The Biden administration announced Tuesday it will implement a student loan rule change that it says will eliminate student debt for roughly 40,000 borrowers while an additional 3.6 million will see significant forgiveness.
The Department of Education (DOE) is changing how payments are distributed through the income-driven repayment (IDR) plan, a repayment program that allows borrowers to pay off their loans based on their income if their debt is higher than their annual earnings, the DOE announced in a press release. Certain borrowers may see their loans entirely forgiven after 20 to 25 years of monthly payments.
“Student loans were never meant to be a life sentence, but it’s certainly felt that way for borrowers locked out of debt relief they’re eligible for,” Secretary of Education Miguel Cardona said in a press release. “Today, the Department of Education will begin to remedy years of administrative failures that effectively denied the promise of loan forgiveness to certain borrowers enrolled in IDR plans.”
The changes will impact at least 3.6 million borrowers who will see three years of credit toward loan forgiveness, the DOE estimated, while 40,000 borrowers will see their debt entirely cancelled.
“These actions once again demonstrate the Biden-Harris administration’s commitment to delivering meaningful debt relief and ensuring federal student loan programs are administered fairly and effectively,” Cardona added.
The Biden Administration previously said it was considering a pause on student loan payments through Aug. 31, extending the moratorium which would impact 43 million Americans who owe a combined $1.6 trillion.
The DOE will also end “forbearance steering,” which is when borrowers are forced into forbearance without being informed about other alternative payment systems, like IDR, according to the press release.

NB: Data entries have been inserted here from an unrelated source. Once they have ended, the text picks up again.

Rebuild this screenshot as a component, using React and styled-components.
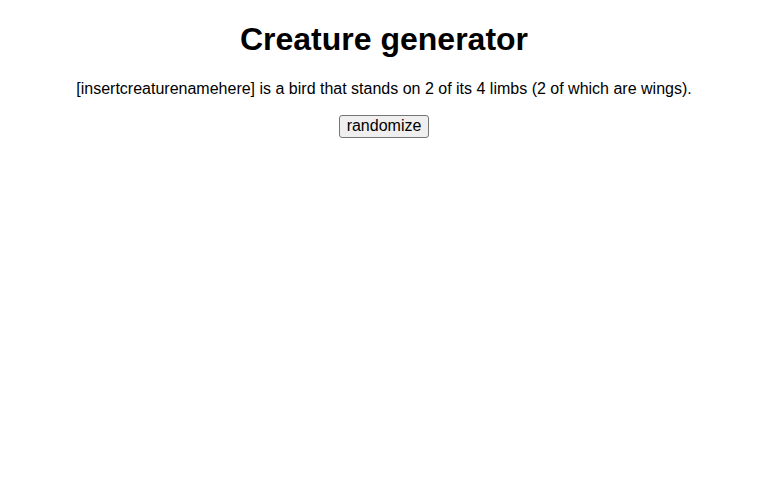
import React, { useState } from 'react';
import styled, { createGlobalStyle } from 'styled-components';

const GlobalStyle = createGlobalStyle`
  body {
    margin: 0;
    background: #fff;
    font-family: "Liberation Sans", Arial, sans-serif;
    color: #000;
  }
`;

const Page = styled.div`
  display: flex;
  flex-direction: column;
  align-items: center;
  text-align: center;
`;

const Title = styled.h1`
  font-size: 32px;
  font-weight: bold;
  margin: 21px 0 22px;
`;

const Sentence = styled.p`
  font-size: 16px;
  margin: 0 0 17px;
`;

const Button = styled.button`
  font-family: "Liberation Sans", Arial, sans-serif;
  font-size: 16px;
  padding: 1px 7px 2px;
  background: #efefef;
  border: 1px solid #767676;
  border-radius: 3px;
  color: #000;
`;

const bodies = [
  'a bird that stands on 2 of its 4 limbs (2 of which are wings)',
  'a lizard that stands on 4 of its 4 limbs',
  'a fish that has 2 fins and no limbs',
];

export default function App() {
  const [i, setI] = useState(0);
  return (
    <Page>
      <GlobalStyle />
      <Title>Creature generator</Title>
      <Sentence>[insertcreaturenamehere] is {bodies[i]}.</Sentence>
      <div>
        <Button onClick={() => setI((i + 1) % bodies.length)}>randomize</Button>
      </div>
    </Page>
  );
}
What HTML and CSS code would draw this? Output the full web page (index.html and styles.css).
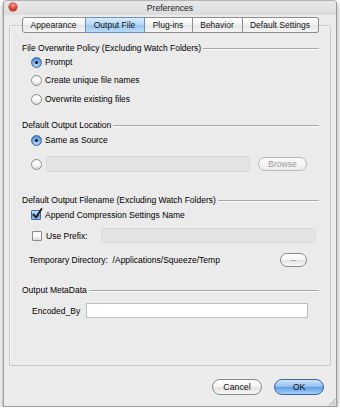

Student loan forbearance allows users to temporarily suspend or lower loan payments within a one-year time frame.
The DOE will consider how the IDR repayments are distributed and will give an IDR credit to those borrowers who ended up in forbearance, according to the press release.
“These actions are part of the Department’s commitment to address historical failures in the administration of the federal student loan program and support student loan borrowers through the pandemic,” the press release read. “They also help address the impact of the COVID-19 pandemic on borrowers with lower incomes and high debt loads.”